The shadows gather around us once again. Take our hands and wander with us into the darkness where the monsters gather. We’re bringing you 31 horror reviews in October. Whatever you do, don’t let go of our hands lest you find out what truly goes bump in the night.
When it comes to the Halloween season, there’s no shortage of horror movies to choose from to get you into a ghoulish type of mood. Certainly, slasher flicks and jump scares can provide some fun entertainment during this time of year. Let’s suppose, though, you want something a little bit more substantial. Maybe you want to watch a horror movie that isn’t afraid to try something different. A horror movie that makes you think? That’s a pretty novel concept. Endorsed by the Satanic Temple, The Witch will get under your skin and into your mind in a way that other modern horror movies can only dream of.
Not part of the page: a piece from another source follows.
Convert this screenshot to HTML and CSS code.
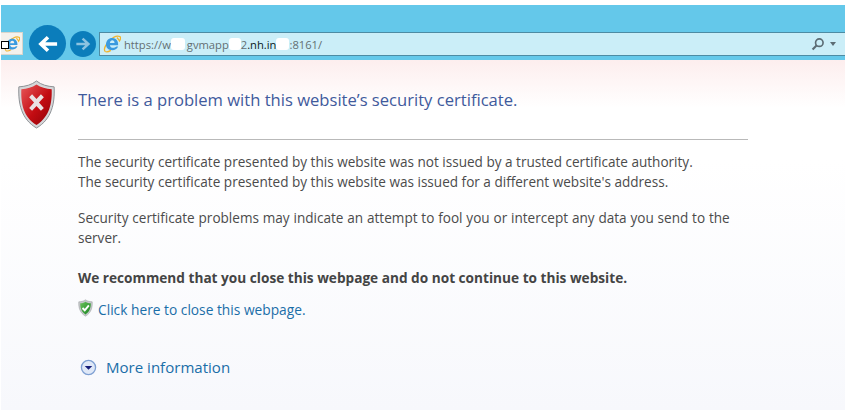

Directed by Robert Eggers, The Witch (stylized as The VVitch: A New England Folktale) is a 2015 film that provides a fresh new take on the demonic possession subgenre that has become rather overused and stale as of late. Taking place in 17th-century New England, The Witch follows the story of a Puritan Christian family. The family is exiled from their community after a disagreement with the church. They start their new life in a small, remote farm near the edge of the woods.
The head of the family is William (Ralph Ineson), a very religious man with a holier-than-thou attitude determined to make things work. Katherine (Katie Dickie), William’s wife, is devastated after her infant son Samuel is kidnapped early in the film. Caleb (Harvey Scrimshaw) and Thomasin (Anya Taylor-Joy) are the adolescent children in the family. Mercy (Ellie Grainger) and Jonas (Lucas Dawson) play minor roles as the younger children. The family also owns a few animals, most notably a peculiar black goat that the children call Black Philip. Oddly enough, the children claim they can speak to Black Philip. This detail will become crucially important by the end of the movie.
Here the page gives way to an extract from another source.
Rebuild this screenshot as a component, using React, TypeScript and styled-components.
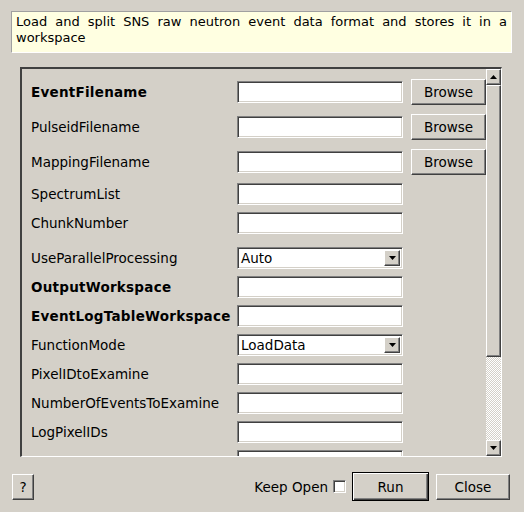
import React from 'react'
import styled, { createGlobalStyle, css } from 'styled-components'

const GlobalStyle = createGlobalStyle`
    html, body {
        margin: 0;
        padding: 0;
        background: #d4d0c8;
    }
    * {
        box-sizing: border-box;
    }
`

const raised = css`
    border: 1px solid;
    border-color: #ffffff #404040 #404040 #ffffff;
    box-shadow: inset -1px -1px 0 #808080;
    background: #d4d0c8;
`

const sunken = css`
    border: 1px solid;
    border-color: #808080 #ffffff #ffffff #808080;
    box-shadow: inset 1px 1px 0 #404040, inset -1px -1px 0 #d4d0c8;
    background: #ffffff;
`

type Row = {
    label: string
    bold?: boolean
    kind: 'text' | 'browse' | 'combo'
    value?: string
    extraGap?: boolean
}

// last row is cut off by the frame, only its field edge shows
const rows: Row[] = [
    { label: 'EventFilename', bold: true, kind: 'browse' },
    { label: 'PulseidFilename', kind: 'browse' },
    { label: 'MappingFilename', kind: 'browse' },
    { label: 'SpectrumList', kind: 'text' },
    { label: 'ChunkNumber', kind: 'text' },
    { label: 'UseParallelProcessing', kind: 'combo', value: 'Auto', extraGap: true },
    { label: 'OutputWorkspace', bold: true, kind: 'text' },
    { label: 'EventLogTableWorkspace', bold: true, kind: 'text' },
    { label: 'FunctionMode', kind: 'combo', value: 'LoadData' },
    { label: 'PixelIDtoExamine', kind: 'text' },
    { label: 'NumberOfEventsToExamine', kind: 'text' },
    { label: 'LogPixelIDs', kind: 'text' },
    { label: '', kind: 'text' },
]

function Arrow({ up }: { up?: boolean }) {
    return (
        <svg width='7' height='4' viewBox='0 0 7 4'>
            <polygon points={up ? '0,4 7,4 3.5,0' : '0,0 7,0 3.5,4'} fill='#000' />
        </svg>
    )
}

export default function App() {
    return (
        <Dialog>
            <GlobalStyle />
            <Description>
                Load and split SNS raw neutron event data format and stores it in a workspace
            </Description>
            <Frame>
                <Content>
                    {rows.map((row, i) => (
                        <PropRow key={i} $tall={row.kind === 'browse'} $extraGap={row.extraGap}>
                            <Label $bold={row.bold}>{row.label}</Label>
                            {row.kind === 'combo' ? (
                                <Combo>
                                    <ComboText>{row.value}</ComboText>
                                    <ComboButton><Arrow /></ComboButton>
                                </Combo>
                            ) : (
                                <TextField />
                            )}
                            {row.kind === 'browse' && <BrowseButton>Browse</BrowseButton>}
                        </PropRow>
                    ))}
                </Content>
                <ScrollBar>
                    <ScrollButton><Arrow up /></ScrollButton>
                    <Thumb />
                    <Trough />
                    <ScrollButton><Arrow /></ScrollButton>
                </ScrollBar>
            </Frame>
            <BottomBar>
                <Button $width={22}>?</Button>
                <Spacer />
                <KeepOpen>Keep Open</KeepOpen>
                <CheckBox />
                <DefaultButton>Run</DefaultButton>
                <Button $width={74}>Close</Button>
            </BottomBar>
        </Dialog>
    )
}

const Dialog = styled.div`
    width: 524px;
    height: 512px;
    display: flex;
    flex-direction: column;
    font-family: "DejaVu Sans", sans-serif;
    font-size: 13.5px;
    color: #000;
    overflow: hidden;
`

const Description = styled.div`
    margin: 11px 12px 0 11px;
    height: 42px;
    padding: 2px 4px 0 4px;
    background: #ffffe1;
    border: 1px solid;
    border-color: #a0a0a0 #ffffff #ffffff #a0a0a0;
    font-size: 13px;
    line-height: 16px;
    text-align: justify;
`

const Frame = styled.div`
    margin: 14px 22px 0 20px;
    height: 390px;
    display: flex;
    border-style: solid;
    border-width: 2px 1px 1px 2px;
    border-color: #404040 #ffffff #ffffff #404040;
    overflow: hidden;
`

const Content = styled.div`
    flex: 1;
    padding: 5px 0 0 9px;
    overflow: hidden;
`

const PropRow = styled.div<{ $tall?: boolean; $extraGap?: boolean }>`
    display: grid;
    grid-template-columns: 206px 166px 1fr;
    align-items: center;
    height: ${(p) => (p.$tall ? 35 : 29)}px;
    margin-top: ${(p) => (p.$extraGap ? 6 : 0)}px;
`

const Label = styled.div<{ $bold?: boolean }>`
    font-weight: ${(p) => (p.$bold ? 'bold' : 'normal')};
    letter-spacing: ${(p) => (p.$bold ? '0.25px' : '0')};
    white-space: nowrap;
`

const TextField = styled.div`
    ${sunken}
    height: 22px;
`

const Combo = styled.div`
    ${sunken}
    height: 22px;
    display: flex;
    align-items: stretch;
    padding: 2px 2px 2px 3px;
`

const ComboText = styled.div`
    flex: 1;
    line-height: 17px;
`

const ComboButton = styled.div`
    ${raised}
    width: 16px;
    display: flex;
    align-items: center;
    justify-content: center;
`

const Button = styled.div<{ $width: number }>`
    ${raised}
    width: ${(p) => p.$width}px;
    height: 26px;
    display: flex;
    align-items: center;
    justify-content: center;
`

const BrowseButton = styled(Button).attrs({ $width: 75 })`
    margin-left: 8px;
`

const DefaultButton = styled.div`
    width: 77px;
    height: 29px;
    border: 1px solid #000;
    display: flex;
    align-items: center;
    justify-content: center;
    background: #d4d0c8;
    box-shadow: inset 1px 1px 0 #ffffff, inset -1px -1px 0 #404040, inset -2px -2px 0 #808080;
    margin-right: 7px;
`

const ScrollBar = styled.div`
    width: 15px;
    display: flex;
    flex-direction: column;
`

const ScrollButton = styled.div`
    ${raised}
    height: 16px;
    display: flex;
    align-items: center;
    justify-content: center;
`

const Thumb = styled.div`
    ${raised}
    height: 272px;
`

const Trough = styled.div`
    flex: 1;
    background-color: #d4d0c8;
    background-image: repeating-conic-gradient(#ffffff 0 25%, #d4d0c8 0 50%);
    background-size: 2px 2px;
`

const BottomBar = styled.div`
    margin-top: 15px;
    height: 29px;
    padding: 0 14px 0 12px;
    display: flex;
    align-items: center;
`

const Spacer = styled.div`
    flex: 1;
`

const KeepOpen = styled.span`
    margin-right: 5px;
`

const CheckBox = styled.div`
    ${sunken}
    width: 13px;
    height: 13px;
    margin-right: 6px;
`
The family (William especially) goes out of their way to show they are Bible-quoting, God-fearing Christians. They attempt to follow the way of the Lord as best they can. However, paying attention reveals that each member of the family is deeply flawed in their own way. The titular witch very much exists in this movie, and she appears early on to prey on the family’s misery. Despite the presence of the witch, the viewer soon discovers that someone (something?) else far more sinister is manipulating their lives. By the end of the film, the entire family has fallen into ruin.
The Witch does not rely on cheap jump scares to invoke horror. Rather, director Robert Eggers does a masterful job of using atmosphere and storytelling to create layers of tension and dread. The film is continuously bleak, and is relentless in its disparity. It’s seeped into the deepest reaches of your subconscious by the end of its 93-minute runtime.
While Eggers prefers to go for discreet, slow-building, creeping horror, he does inject a few moments of shock value throughout the film to further unsettle the viewer. Most notable is a scene early in the film involving the witch performing a disturbing sacrificial ritual. Later in the movie, a scene involving a raven is so graphic that you can’t help but cringe and cover your eyes as you’re watching.
Helping things along is the acting, which is phenomenal throughout. Taylor-Joy is particularly fantastic as Thomasin, a sympathetic figure that’s been scapegoated and repressed by her mother. Thomasin also follows a path to ruin due to the events around her. Taylor-Joy’s portrayal of the character invokes sympathy from the audience. Thomasin is a tragic figure in The Witch, and Eggers expertly weaves her coming-of-age story throughout the dread.
In closing, if you’re in the mood to watch a horror movie that isn’t afraid to take risks and be different, The Witch may very well be for you…as long as you plan on calling a priest afterwards.